А смерть не берет, не берет,
да вдруг и ударит вкосую
и выкинет, карты тасуя,
туза козырного вперед.
Ей, Господи, наша убогость!
Вотще пред тобою стоим.
Пошли свою нежную строгость
забытым детишкам твоим.
Заведовал слабым отделением доктор Медведев Михал Михалыч (из соображений писательской этики я кое-что несущественно меняю, называя его). Огромный, грузный, седой, телом вправду очень медведистый, а лицом вылитый пес сенбернар, глаза с нависшими веками, печально-спокойные.
Вся больница его величала заглазно Пихал Пихалычем; кое-кто иногда забывался, называл так и в лицо. Доктор кротко грустнел, поправлял: «Михаи́л Михаи́лович я. Не обижайте меня, пожалуйста. Я вас очень уважаю, мой друг».
И в самом деле, это было совершенно неподходящее для него прозвище, но прилипшее. Единственное, на что этот гигант обижался.
Жил холостяком. Девять лет отсидел ни за что, по доносу дворника.
Пихал Пихалыч был созерцательным оптимистом. Что-то пунктуально записывал в историях болезни. За что-то перед кем-то отчитывался – то ли оборот койко-дней, то ли дневной койко-оборот, статистика диагнозов и т. п.
Но сам не ставил своим больным никаких диагнозов, кроме одного: «Конечное состояние человека»; различиям же в переходных нюансах с несомненной справедливостью придавал познавательное значение.
Больных неистощимо любил, называл уменьшительно, как детей: Сашуня, Валюша, Катюша. Некоторые реагировали на свои имена, некоторые на чужие.
И еще ласково-уважительно называл их «мой друг», как и нас, коллег.
– А вот эта койка будет моей, – сказал однажды мне, застенчиво улыбнувшись и указав на аккуратно застеленную пустую кровать в углу палаты, где из окна виднелся прогулочный дворик с кустами то ли бузины, то ли рябины. – Вот тут будет Мишенька.
– Ага… Как?.. То есть почему? – тупо спросил я.
– Я намереваюсь дожить до старческого слабоумия и маразма. Ни рак, ни инфаркт, ни инсульт меня не устраивают, это все ошибки. Маразм, знаете ли, мой друг, это очень хорошо. Мечтаю о здоровом маразме. Правильное, нормальное конечное состояние.

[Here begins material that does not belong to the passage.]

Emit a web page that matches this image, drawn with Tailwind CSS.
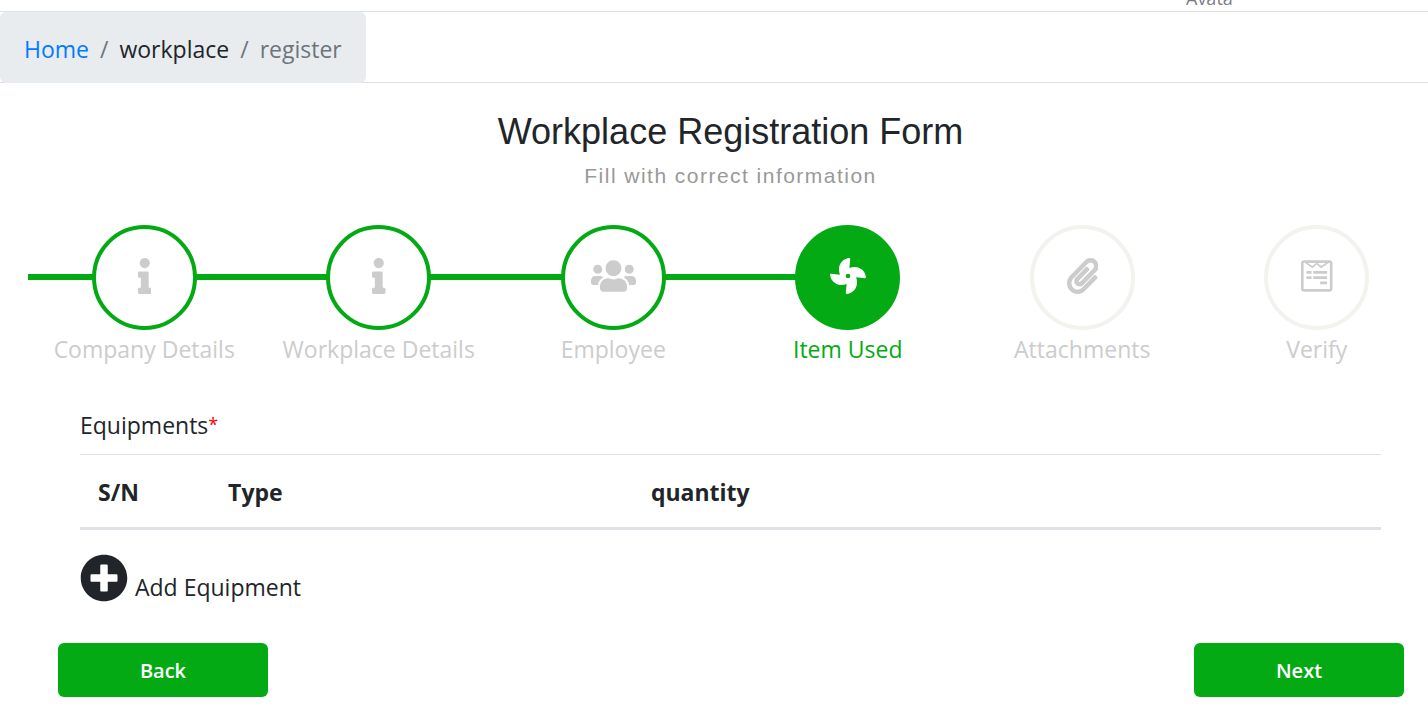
<!DOCTYPE html>
<html lang="en">
<head>
  <meta charset="UTF-8">
  <meta name="viewport" content="width=device-width, initial-scale=1.0">
  <title>Workplace Registration Form</title>
  <script src="https://cdn.jsdelivr.net/npm/@tailwindcss/browser@4"></script>
</head>
<body class="bg-white text-[#212529] font-['Open_Sans','Noto_Sans',sans-serif] text-[23px] leading-9 overflow-x-hidden">

  <!-- Top bar, scrolled almost out of view -->
  <header class="h-3 border-b border-[#dee2e6] flex items-end justify-end pr-[194px]">
    <div class="w-12 h-[11px] overflow-hidden flex items-end pb-[5px] text-[#7d7b8a]">
      <span class="block h-[6px] w-12 overflow-hidden"><span class="block -mt-5 text-lg leading-9">Avatar</span></span>
    </div>
  </header>

  <!-- Breadcrumb -->
  <nav aria-label="breadcrumb" class="flex border-b border-[#dcdce4]">
    <ol class="flex gap-[11px] bg-[#e9ecef] rounded-md px-6 pt-[19px] pb-4 -mb-px">
      <li><a href="#" class="text-[#007bff] hover:underline">Home</a></li>
      <li class="text-[#6c757d]">/</li>
      <li><a href="#" class="hover:underline">workplace</a></li>
      <li class="text-[#6c757d]">/</li>
      <li class="text-[#6c757d]">register</li>
    </ol>
  </nav>

  <main class="ml-7 -mr-[5px] pt-[27px]">
    <h1 class="font-['Liberation_Sans',sans-serif] text-4xl leading-[44px] text-center">Workplace Registration Form</h1>
    <p class="font-['Liberation_Sans',sans-serif] text-[21px] leading-8 tracking-[0.07em] text-center text-[#999] mt-[6px]">Fill with correct information</p>

    <!-- Steps -->
    <div class="relative mt-[33px]">
      <div class="absolute left-0 top-[49px] h-[6px] w-7/12 bg-[#03aa14]"></div>
      <ol class="relative -mx-px grid grid-cols-6 text-center text-[#ccc]">
        <li class="flex flex-col items-center">
          <span class="flex items-center justify-center pb-[3px] size-[105px] rounded-full border-4 border-[#03aa14] bg-white">
            <svg class="h-9" viewBox="0 0 192 512" fill="currentColor"><path d="M20 424.229h20V279.771H20c-11.046 0-20-8.954-20-20V212c0-11.046 8.954-20 20-20h112c11.046 0 20 8.954 20 20v212.229h20c11.046 0 20 8.954 20 20V492c0 11.046-8.954 20-20 20H20c-11.046 0-20-8.954-20-20v-47.771c0-11.046 8.954-20 20-20zM96 0C56.235 0 24 32.235 24 72s32.235 72 72 72 72-32.235 72-72S135.764 0 96 0z"/></svg>
          </span>
          <span class="mt-px">Company Details</span>
        </li>
        <li class="flex flex-col items-center">
          <span class="flex items-center justify-center pb-[3px] size-[105px] rounded-full border-4 border-[#03aa14] bg-white">
            <svg class="h-9" viewBox="0 0 192 512" fill="currentColor"><path d="M20 424.229h20V279.771H20c-11.046 0-20-8.954-20-20V212c0-11.046 8.954-20 20-20h112c11.046 0 20 8.954 20 20v212.229h20c11.046 0 20 8.954 20 20V492c0 11.046-8.954 20-20 20H20c-11.046 0-20-8.954-20-20v-47.771c0-11.046 8.954-20 20-20zM96 0C56.235 0 24 32.235 24 72s32.235 72 72 72 72-32.235 72-72S135.764 0 96 0z"/></svg>
          </span>
          <span class="mt-px">Workplace Details</span>
        </li>
        <li class="flex flex-col items-center">
          <span class="flex items-center justify-center pb-[3px] size-[105px] rounded-full border-4 border-[#03aa14] bg-white">
            <svg class="h-9" viewBox="0 0 640 512" fill="currentColor"><path d="M96 224c35.3 0 64-28.7 64-64s-28.7-64-64-64-64 28.7-64 64 28.7 64 64 64zm448 0c35.3 0 64-28.7 64-64s-28.7-64-64-64-64 28.7-64 64 28.7 64 64 64zm32 32h-64c-17.6 0-33.5 7.1-45.1 18.6 40.3 22.1 68.9 62 75.1 109.4h66c17.7 0 32-14.3 32-32v-32c0-35.3-28.7-64-64-64zm-256 0c61.9 0 112-50.1 112-112S381.9 32 320 32 208 82.1 208 144s50.1 112 112 112zm76.8 32h-8.3c-20.8 10-43.9 16-68.5 16s-47.6-6-68.5-16h-8.3C179.6 288 128 339.6 128 403.2V432c0 26.5 21.5 48 48 48h288c26.5 0 48-21.5 48-48v-28.8c0-63.6-51.6-115.2-115.2-115.2zm-223.7-13.4C161.5 263.1 145.6 256 128 256H64c-35.3 0-64 28.7-64 64v32c0 17.7 14.3 32 32 32h65.9c6.3-47.4 34.9-87.3 75.2-109.4z"/></svg>
          </span>
          <span class="mt-px">Employee</span>
        </li>
        <li class="flex flex-col items-center" aria-current="step">
          <span class="flex items-center justify-center pb-[3px] size-[105px] rounded-full border-4 border-[#03aa14] bg-[#03aa14] text-white">
            <svg class="h-9" viewBox="0 0 512 512" fill="currentColor"><path d="M352.57 128c-28.09 0-54.09 4.52-77.06 12.86l12.41-123.11C289 7.31 279.81-1.18 269.33.13 189.63 10.13 128 77.64 128 159.43c0 28.09 4.52 54.09 12.86 77.06L17.75 224.08C7.31 223-1.18 232.19.13 242.67c10 79.7 77.51 141.33 159.3 141.33 28.09 0 54.09-4.52 77.06-12.86l-12.41 123.11c-1.05 10.43 8.11 18.93 18.59 17.62 79.7-10 141.33-77.51 141.33-159.3 0-28.09-4.52-54.09-12.86-77.06l123.11 12.41c10.44 1.05 18.93-8.11 17.62-18.59-10-79.7-77.51-141.33-159.3-141.33zM256 288a32 32 0 1 1 32-32 32 32 0 0 1-32 32z"/></svg>
          </span>
          <span class="mt-px text-[#03aa14]">Item Used</span>
        </li>
        <li class="flex flex-col items-center">
          <span class="flex items-center justify-center pb-[3px] size-[105px] rounded-full border-4 border-[#f3f2ee] bg-white">
            <svg class="h-9" viewBox="0 0 448 512" fill="currentColor"><path d="M43.246 466.142c-58.43-60.289-57.341-157.511 1.386-217.581L254.392 34c44.316-45.332 116.351-45.336 160.671 0 43.89 44.894 43.943 117.329 0 162.276L232.214 383.128c-29.855 30.537-78.633 30.111-107.982-.998-28.275-29.97-27.368-77.473 1.452-106.953l143.743-146.835c6.182-6.314 16.312-6.422 22.626-.241l22.861 22.379c6.315 6.182 6.422 16.312.241 22.626L171.427 319.927c-4.932 5.045-5.236 13.428-.648 18.292 4.372 4.634 11.245 4.711 15.688.165l182.849-186.851c19.613-20.062 19.613-52.725-.011-72.798-19.189-19.627-49.957-19.637-69.154 0L90.39 293.295c-34.763 35.56-35.299 93.12-1.191 128.313 34.01 35.093 88.985 35.137 123.058.286l172.06-175.999c6.177-6.319 16.307-6.433 22.626-.256l22.877 22.364c6.319 6.177 6.434 16.307.256 22.626l-172.06 175.998c-59.576 60.938-155.943 60.216-214.77-.485z"/></svg>
          </span>
          <span class="mt-px">Attachments</span>
        </li>
        <li class="flex flex-col items-center">
          <span class="flex items-center justify-center pb-[3px] size-[105px] rounded-full border-4 border-[#f3f2ee] bg-white">
            <svg class="h-9" viewBox="0 0 448 512" fill="currentColor"><path d="M448 75.2v361.7c0 24.3-19 43.2-43.2 43.2H43.2C19.3 480 0 461.4 0 436.8V75.2C0 51.1 18.8 32 43.2 32h361.7c24 0 43.1 18.8 43.1 43.2zm-37.3 361.6V75.2c0-3-2.6-5.8-5.8-5.8h-9.3L285.3 144 224 94.1 162.8 144 52.5 69.3h-9.3c-3.2 0-5.8 2.8-5.8 5.8v361.7c0 3 2.6 5.8 5.8 5.8h361.7c3.2.1 5.8-2.7 5.8-5.8zM150.2 186v37H76.7v-37h73.5zm0 74.4v37.3H76.7v-37.3h73.5zm11.1-147.3l54-43.7H96.8l64.5 43.7zm210 72.9v37h-196v-37h196zm0 74.4v37.3h-196v-37.3h196zm-84.6-147.3l64.5-43.7H232.8l53.9 43.7zM371.3 335v37.3h-99.4V335h99.4z"/></svg>
          </span>
          <span class="mt-px">Verify</span>
        </li>
      </ol>
    </div>

    <!-- Equipments -->
    <section class="mx-[52px] mt-10">
      <h2 id="equipments">Equipments<span class="text-lg leading-none text-[#ff0000] align-[3px]">*</span></h2>
      <table aria-labelledby="equipments" class="w-full mt-[11px] table-fixed text-left">
        <thead>
          <tr class="border-t border-b-3 border-[#dee2e6]">
            <th class="w-[10%] px-[18px] pt-[19px] pb-[17px] font-bold">S/N</th>
            <th class="w-[32.5%] px-[18px] pt-[19px] pb-[17px] font-bold">Type</th>
            <th class="px-[18px] pt-[19px] pb-[17px] font-bold">quantity</th>
          </tr>
        </thead>
      </table>
      <button type="button" class="flex items-end gap-[7px] mt-6 cursor-pointer">
        <svg class="size-12" viewBox="0 0 512 512" fill="currentColor"><path d="M256 8C119 8 8 119 8 256s111 248 248 248 248-111 248-248S393 8 256 8zm144 276c0 6.6-5.4 12-12 12h-92v92c0 6.6-5.4 12-12 12h-56c-6.6 0-12-5.4-12-12v-92h-92c-6.6 0-12-5.4-12-12v-56c0-6.6 5.4-12 12-12h92v-92c0-6.6 5.4-12 12-12h56c6.6 0 12 5.4 12 12v92h92c6.6 0 12 5.4 12 12v56z"/></svg>
        <span class="-mb-[3px]">Add Equipment</span>
      </button>
    </section>

    <div class="flex justify-between pl-[30px] pr-[29px] mt-[41px] pb-6">
      <button type="button" class="w-[210px] h-[54px] pt-[2px] rounded-md bg-[#03aa14] text-white text-xl font-semibold cursor-pointer">Back</button>
      <button type="button" class="w-[210px] h-[54px] pt-[2px] rounded-md bg-[#03aa14] text-white text-xl font-semibold cursor-pointer">Next</button>
    </div>
  </main>
</body>
</html>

Пихал Пихалыч ничуть не шутил. Но мечта его не сбылась: он был сбит пьяным водителем самосвала возле подъезда своего дома, умер почти мгновенно.
…Я возвращался в дежурку, чтобы пить чай, курить (после этих обходов особенно хотелось курить или выпить что-нибудь покрепче), шутить с медсестрой на вольные темы, читать и, если удастся, поспать, а если не удастся, поесть.
Нагота человеческая беспомощна и при самых могучих формах. Патолого-анатомический зал – первое посещение в медицинском студенчестве. (Не последнее.) Хищные холодные ножницы с хрустом режут еще не совсем остывшие позвонки, ребра, кишки, мозги, железы. Помутневшая мякоть. Все видно, как при разборке магнитофона: все склерозы и циррозы скрипят и поблескивают на ладони. Вон сосуд какой-то изъеден, сюда, наверно, и прорвалось… Прощальная, искаженная красота конструкции, всаженная и в самые захирелые экземпляры.